In place of the rotate blade of the original toy, Hasbro goes with its default accessory, the missile launcher. But to preserve the original figure's setup, where you peeled open Dinobot's tail and removed what looked very much like a string of tailbones to use as a sword, the missile is sword-shaped. Kind of- it's too short to make an effective sword, with the hilt falling about halfway up the missile, and the tip is distinctly not-pointy. There's a variety of ways to have Dinobot hold the sword, none of which are quite satisfactory: first, the notches in the missile shaft block him from holding the sword close to the hilt. You're supposed to be able to use those notches to lock the sword into his claw-hand, but that doesn't hold very securely. Your best bet is to lace the soft-plastic fingers together up near the handguard, which is the most secure way to hold the weapon that doesn't look rather stupid.
The wide guard means the sword has horrible aerodynamics as a missile. Also, being the back half of a dinosaur, the launcher unit is really heavy, as I mentioned above. His weak hips really can't use it. It can be stowed on the back though, courtesy of the trigger for the missile launcher being hook-shaped and corresponding to a notch in the figure's collar. Not a wonderful pair of accessories, but I do appreciate the attempt to give Dinobot accessories that match the look of what he used in the show.

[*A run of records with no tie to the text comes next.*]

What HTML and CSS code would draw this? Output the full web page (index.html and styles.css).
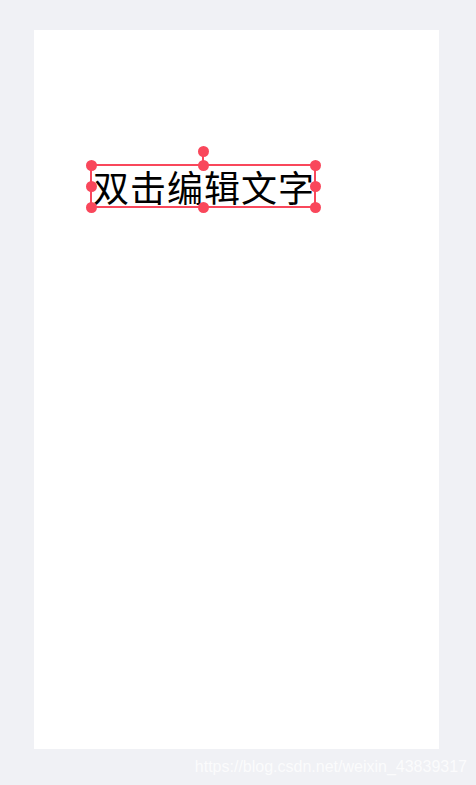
FILE: index.html
```html
<!DOCTYPE html>
<html lang="zh-CN">
<head>
    <meta charset="UTF-8">
    <meta name="viewport" content="width=device-width, initial-scale=1.0">
    <title>文字编辑</title>
    <link rel="stylesheet" href="styles.css">
</head>
<body>
<div class="stage">
    <div class="canvas">
        <div class="text-item">
            <span class="text-content">双击编辑文字</span>
            <span class="rotate-line"></span>
            <span class="handle rotate"></span>
            <span class="handle tl"></span>
            <span class="handle tm"></span>
            <span class="handle tr"></span>
            <span class="handle ml"></span>
            <span class="handle mr"></span>
            <span class="handle bl"></span>
            <span class="handle bm"></span>
            <span class="handle br"></span>
        </div>
    </div>
    <div class="watermark">https://blog.csdn.net/weixin_43839317</div>
</div>
</body>
</html>
```

FILE: styles.css
```css
html, body {
    margin: 0;
    padding: 0;
}
body {
    background-color: #f0f1f5;
    font-family: "Liberation Sans", Arial, sans-serif;
}
.stage {
    position: relative;
    width: 476px;
    height: 785px;
    padding: 30px 0 0 34px;
    box-sizing: border-box;
}
.canvas {
    position: relative;
    width: 405px;
    height: 719px;
    background-color: #fff;
}
.text-item {
    position: absolute;
    left: 56px;
    top: 134px;
    width: 226px;
    height: 44px;
    border: 2px solid #f9475b;
    box-sizing: border-box;
}
.text-content {
    display: block;
    padding-left: 1px;
    font-family: "KaiTi", "STKaiti", "AR PL UKai CN", "Noto Sans CJK SC", serif;
    font-size: 36px;
    line-height: 40px;
    color: #000;
    white-space: nowrap;
    letter-spacing: 1px;
}
.handle {
    position: absolute;
    width: 11px;
    height: 11px;
    margin: -5.5px 0 0 -5.5px;
    border-radius: 50%;
    background-color: #f9475b;
}
.tl { left: -1px; top: -1px; }
.tm { left: 50%; top: -1px; }
.tr { left: calc(100% + 1px); top: -1px; }
.ml { left: -1px; top: 50%; }
.mr { left: calc(100% + 1px); top: 50%; }
.bl { left: -1px; top: calc(100% + 1px); }
.bm { left: 50%; top: calc(100% + 1px); }
.br { left: calc(100% + 1px); top: calc(100% + 1px); }
.rotate { left: 50%; top: -15px; }
.rotate-line {
    position: absolute;
    left: 50%;
    top: -15px;
    width: 2px;
    height: 14px;
    margin-left: -1px;
    background-color: #f9475b;
}
.watermark {
    position: absolute;
    right: 9px;
    bottom: 9px;
    font-size: 16px;
    color: rgba(255, 255, 255, 0.75);
}
```
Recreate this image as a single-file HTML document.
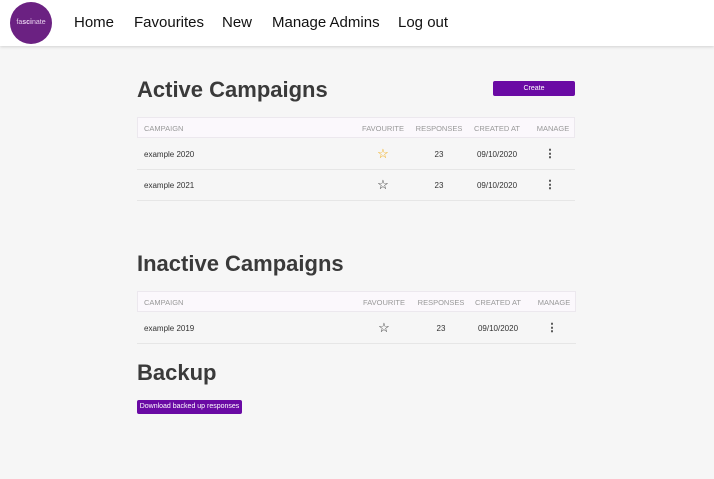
<!DOCTYPE html><html><head><style>
body{margin:0;width:714px;height:479px;background:#f6f6f6;font-family:"Liberation Sans",sans-serif;position:relative;overflow:hidden}
.hdr{position:absolute;left:0;top:0;width:714px;height:46px;background:#fff;box-shadow:0 1px 3px rgba(0,0,0,.15)}
.logo{position:absolute;left:10px;top:2px;width:42px;height:42px;border-radius:50%;background:#6b2182;color:#e8d0ee;font-size:7px;line-height:42px;text-align:center;overflow:hidden}
.nav{position:absolute;top:14px;font-size:15px;color:#111}
h1{position:absolute;margin:0;left:137px;font-size:22px;font-weight:bold;color:#3a3a3a}
.btn{position:absolute;background:#6a0aa4;color:#fff;font-size:7px;text-align:center;border-radius:2px}
.th{position:absolute;left:137px;height:21px;background:#fbf8fc;border:1px solid #ece8ee;box-sizing:border-box}
.t{position:absolute;font-size:7.5px;color:#999;transform:translateX(-50%)}
.r{position:absolute;font-size:8px;color:#333;transform:translateX(-50%)}
.t.a,.r.a{transform:none;left:144px}
.l{position:absolute;left:137px;height:1px;background:#e6e6e6}
.star{position:absolute;font-size:13px;transform:translateX(-50%)}
.dots{position:absolute;font-size:11px;font-weight:bold;color:#333;transform:translateX(-50%)}
</style></head><body>
<div class="hdr"><div class="logo">fa<b>sci</b>nate</div>
<span class="nav" style="left:74px">Home</span><span class="nav" style="left:134px">Favourites</span><span class="nav" style="left:222px">New</span><span class="nav" style="left:272px">Manage Admins</span><span class="nav" style="left:398px">Log out</span></div>
<h1 style="top:77px">Active Campaigns</h1>
<div class="btn" style="left:493px;top:81px;width:82px;height:15px;line-height:15px">Create</div>
<div class="th" style="top:117px;width:438px"></div>
<span class="t a" style="top:124px">CAMPAIGN</span><span class="t" style="left:383px;top:124px">FAVOURITE</span><span class="t" style="left:439px;top:124px">RESPONSES</span><span class="t" style="left:497px;top:124px">CREATED AT</span><span class="t" style="left:553px;top:124px">MANAGE</span>
<span class="r a" style="top:150px">example 2020</span><span class="star" style="left:383px;top:146px;color:#f0a500">☆</span><span class="r" style="left:439px;top:150px">23</span><span class="r" style="left:497px;top:150px">09/10/2020</span><span class="dots" style="left:550px;top:147px">⋮</span>
<div class="l" style="top:169px;width:438px"></div>
<span class="r a" style="top:181px">example 2021</span><span class="star" style="left:383px;top:177px;color:#222">☆</span><span class="r" style="left:439px;top:181px">23</span><span class="r" style="left:497px;top:181px">09/10/2020</span><span class="dots" style="left:550px;top:178px">⋮</span>
<div class="l" style="top:200px;width:438px"></div>
<h1 style="top:251px">Inactive Campaigns</h1>
<div class="th" style="top:291px;width:439px"></div>
<span class="t a" style="top:298px">CAMPAIGN</span><span class="t" style="left:384px;top:298px">FAVOURITE</span><span class="t" style="left:441px;top:298px">RESPONSES</span><span class="t" style="left:498px;top:298px">CREATED AT</span><span class="t" style="left:554px;top:298px">MANAGE</span>
<span class="r a" style="top:324px">example 2019</span><span class="star" style="left:384px;top:320px;color:#222">☆</span><span class="r" style="left:441px;top:324px">23</span><span class="r" style="left:498px;top:324px">09/10/2020</span><span class="dots" style="left:552px;top:321px">⋮</span>
<div class="l" style="top:343px;width:439px"></div>
<h1 style="top:360px">Backup</h1>
<div class="btn" style="left:137px;top:400px;width:105px;height:14px;line-height:14px">Download backed up responses</div>
</body></html>
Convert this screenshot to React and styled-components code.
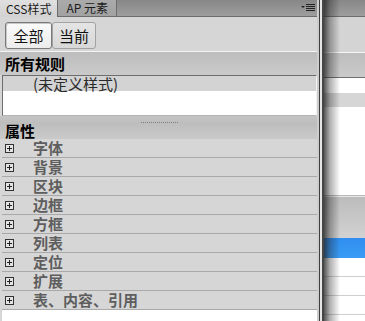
import React from "react";
import styled, { createGlobalStyle } from "styled-components";

const GlobalStyle = createGlobalStyle`
  html, body {
    margin: 0;
    padding: 0;
    background: #d6d6d6;
  }
  body {
    font-family: "Noto Sans CJK SC", "Liberation Sans", sans-serif;
  }
`;

const Screen = styled.div`
  width: 365px;
  height: 321px;
  display: flex;
  overflow: hidden;
`;

const Panel = styled.div`
  width: 317px;
  display: flex;
  flex-direction: column;
  background: #d6d6d6;
`;

const TabBar = styled.div`
  height: 16px;
  display: flex;
  align-items: stretch;
  background: linear-gradient(#878787, #9e9e9e);
  border-bottom: 1px solid #6c6c6c;
`;

const Tab = styled.div`
  display: flex;
  align-items: center;
  padding: 0 ${({ $pad }) => $pad}px;
  font-size: 12px;
  line-height: 14px;
  color: #1a1a1a;
  background: ${({ $active }) =>
    $active ? "linear-gradient(#e0e0e0, #d2d2d2)" : "linear-gradient(#aaaaaa, #a2a2a2)"};
  border-right: 1px solid #6c6c6c;
  margin-bottom: ${({ $active }) => ($active ? "-1px" : "0")};
`;

const MenuButton = styled.div`
  margin-left: auto;
  margin-right: 2px;
  display: flex;
  align-items: center;
`;

const Toolbar = styled.div`
  height: 35px;
  box-sizing: border-box;
  padding: 5px 0 0 5px;
  display: flex;
  background: #d6d6d6;
  border-bottom: 1px solid #f4f4f4;
`;

const ToggleButton = styled.button`
  height: 27px;
  width: ${({ $w }) => $w}px;
  box-sizing: border-box;
  padding: 0;
  font-family: inherit;
  font-size: 15px;
  line-height: 25px;
  color: #111;
  border: 1px solid ${({ $active }) => ($active ? "#7a7a7a" : "#a2a2a2")};
  border-radius: 3px;
  background: ${({ $active }) =>
    $active ? "linear-gradient(#fbfbfb, #ececec)" : "linear-gradient(#e4e4e4, #d8d8d8)"};
  box-shadow: ${({ $active }) => ($active ? "inset 1px 1px 0 #c8c8c8" : "none")};
`;

const SectionHeader = styled.div`
  height: ${({ $h }) => $h}px;
  box-sizing: border-box;
  padding-left: 5px;
  display: flex;
  align-items: center;
  font-size: 15px;
  font-weight: bold;
  line-height: 16px;
  color: #000;
  background: linear-gradient(#bdbdbd, #cacaca);
`;

const RuleBox = styled.div`
  margin-left: 2px;
  height: 41px;
  box-sizing: border-box;
  border-top: 1px solid #6e6e6e;
  border-left: 1px solid #6e6e6e;
  border-right: 1px solid #f2f2f2;
  border-bottom: 1px solid #b4b4b4;
  background: #fff;
  box-shadow: 0 1px 0 #f6f6f6;
`;

const RuleRow = styled.div`
  height: 15px;
  padding-left: 30px;
  font-size: 15px;
  line-height: 15px;
  color: #2a2a2a;
  background: #d3d3d3;
`;

const Splitter = styled.div`
  height: 7px;
  display: flex;
  justify-content: center;
  align-items: flex-end;
  background: linear-gradient(#c4c4c4, #bebebe);
`;

const Grip = styled.div`
  width: 38px;
  height: 1px;
  margin-left: 2px;
  background-image: linear-gradient(to right, #7c7c7c 50%, transparent 50%);
  background-size: 2px 1px;
`;

const PropRow = styled.div`
  height: 19px;
  box-sizing: border-box;
  margin-left: 2px;
  padding-left: 3px;
  display: flex;
  align-items: center;
  border-bottom: 1px solid #a9a9a9;
  background: #d6d6d6;
`;

const PropLabel = styled.span`
  margin-left: 19px;
  font-size: 15px;
  font-weight: bold;
  line-height: 18px;
  color: #5e5e5e;
`;

const Filler = styled.div`
  flex: 1;
  margin-left: 2px;
  background: #fff;
`;

const Divider = styled.div`
  width: 7px;
  background: linear-gradient(
    to right,
    #cdcdcd 0 2px,
    #3e3e3e 2px 3px,
    #e6e6e6 3px 5px,
    #464646 5px 7px
  );
`;

const Backdrop = styled.div`
  flex: 1;
  display: flex;
  flex-direction: column;
  position: relative;
  &::after {
    content: "";
    position: absolute;
    inset: 0;
    background: linear-gradient(
      to right,
      rgba(30, 30, 30, 0.75),
      rgba(30, 30, 30, 0.35) 6px,
      rgba(30, 30, 30, 0) 16px
    );
  }
`;

const Band = styled.div`
  height: ${({ $h }) => $h}px;
  flex-shrink: 0;
  background: ${({ $bg }) => $bg};
  border-bottom: ${({ $line }) => ($line ? `1px solid ${$line}` : "none")};
`;

const PlusIcon = () => (
  <svg width="9" height="9" viewBox="0 0 9 9">
    <rect x="0.5" y="0.5" width="8" height="8" fill="#e4e4e4" stroke="#333" />
    <path d="M2 4.5h5M4.5 2v5" stroke="#222" strokeWidth="1" />
  </svg>
);

const MenuIcon = () => (
  <svg width="14" height="8" viewBox="0 0 14 8">
    <path d="M0 2h4L2 4z" fill="#222" />
    <path d="M5 0.5h9M5 2.5h9M5 4.5h9M5 6.5h9" stroke="#222" strokeWidth="1" />
  </svg>
);

const properties = [
  "字体",
  "背景",
  "区块",
  "边框",
  "方框",
  "列表",
  "定位",
  "扩展",
  "表、内容、引用",
];

const App = () => {
  return (
    <>
      <GlobalStyle />
      <Screen>
        <Panel>
          <TabBar>
            <Tab $active $pad={6}>CSS样式</Tab>
            <Tab $pad={8}>AP 元素</Tab>
            <MenuButton>
              <MenuIcon />
            </MenuButton>
          </TabBar>
          <Toolbar>
            <ToggleButton $active $w={47}>全部</ToggleButton>
            <ToggleButton $w={44}>当前</ToggleButton>
          </Toolbar>
          <SectionHeader $h={23}>所有规则</SectionHeader>
          <RuleBox>
            <RuleRow>(未定义样式)</RuleRow>
          </RuleBox>
          <Splitter>
            <Grip />
          </Splitter>
          <SectionHeader $h={16}>属性</SectionHeader>
          {properties.map((name) => (
            <PropRow key={name}>
              <PlusIcon />
              <PropLabel>{name}</PropLabel>
            </PropRow>
          ))}
          <Filler />
        </Panel>
        <Divider />
        <Backdrop>
          <Band $h={16} $bg="linear-gradient(#878787, #9e9e9e)" $line="#6c6c6c" />
          <Band $h={35} $bg="#d4d4d4" $line="#f6f6f6" />
          <Band $h={24} $bg="linear-gradient(#bdbdbd, #cacaca)" $line="#6e6e6e" />
          <Band $h={15} $bg="#fff" />
          <Band $h={14} $bg="#d6d6d6" />
          <Band $h={88} $bg="#fff" $line="#b8b8b8" />
          <Band $h={1} $bg="#e8e8e8" />
          <Band $h={41} $bg="linear-gradient(#bcbcbc, #d2d2d2)" />
          <Band $h={20} $bg="linear-gradient(#2f8ef0, #3b9cf6)" />
          <Band $h={18} $bg="#fff" $line="#cfcfcf" />
          <Band $h={18} $bg="#fff" $line="#cfcfcf" />
          <Band $h={18} $bg="#fff" $line="#cfcfcf" />
          <Band $h={18} $bg="#fff" />
        </Backdrop>
      </Screen>
    </>
  );
};

export default App;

And in terms of appearance, Takara again goes the extra mile: where the Universe version of the sword was cast in the same orange as that Dinobot's light-piping and completely unpainted, this one gets the entirely animation accurate dose of Henkei chrome. Every Henkei's gotta have chrome apparently, and not only would I prefer it to be on a weapon where it's more easily ignored, but Dinobot's sword is supposed to be shiny silver! It's an inspired deco choice on a figure that already has a good number of those. Likewise the inside of the tail is lined in red as it was on the original toy, which also looks really good.
I find it very hard to judge a figure like this because I'm normally geared towards articulation, and this figure isn't very good at that. But it looks great, doubly so if you owned the Universe version first. There are two Dinobot molds available in various decos, and this is the one of all of those that looks the most like the character. It's worth a Good on the Figurereviews.com rating scale.